--- Source data ---

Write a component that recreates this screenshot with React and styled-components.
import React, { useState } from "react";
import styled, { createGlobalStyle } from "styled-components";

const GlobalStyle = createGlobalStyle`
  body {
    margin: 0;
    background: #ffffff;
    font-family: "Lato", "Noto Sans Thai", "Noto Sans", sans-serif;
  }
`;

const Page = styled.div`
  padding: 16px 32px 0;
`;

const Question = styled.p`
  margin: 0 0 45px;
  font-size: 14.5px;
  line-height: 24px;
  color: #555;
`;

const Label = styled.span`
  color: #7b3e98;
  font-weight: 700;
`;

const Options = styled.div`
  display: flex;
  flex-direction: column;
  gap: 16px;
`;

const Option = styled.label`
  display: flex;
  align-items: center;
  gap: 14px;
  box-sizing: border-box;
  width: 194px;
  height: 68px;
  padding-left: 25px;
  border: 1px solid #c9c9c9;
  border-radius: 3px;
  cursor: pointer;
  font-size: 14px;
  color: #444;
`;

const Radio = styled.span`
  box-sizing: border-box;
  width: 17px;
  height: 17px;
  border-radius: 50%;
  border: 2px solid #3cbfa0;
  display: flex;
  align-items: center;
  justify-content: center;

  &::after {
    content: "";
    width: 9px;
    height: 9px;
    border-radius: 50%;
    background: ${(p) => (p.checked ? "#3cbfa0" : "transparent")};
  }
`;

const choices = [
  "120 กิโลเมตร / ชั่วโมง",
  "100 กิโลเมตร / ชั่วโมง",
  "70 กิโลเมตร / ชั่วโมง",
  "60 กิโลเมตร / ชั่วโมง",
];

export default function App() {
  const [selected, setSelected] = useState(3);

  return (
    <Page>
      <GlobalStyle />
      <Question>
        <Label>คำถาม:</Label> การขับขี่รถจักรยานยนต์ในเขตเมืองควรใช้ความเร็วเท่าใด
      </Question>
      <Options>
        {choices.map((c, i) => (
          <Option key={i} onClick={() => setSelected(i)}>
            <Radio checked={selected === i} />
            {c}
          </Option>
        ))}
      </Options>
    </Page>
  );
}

---

▶ **Exercise aim**:
Give only the number of lines in the material above that include the word "React".

▶ **Complete output**:
2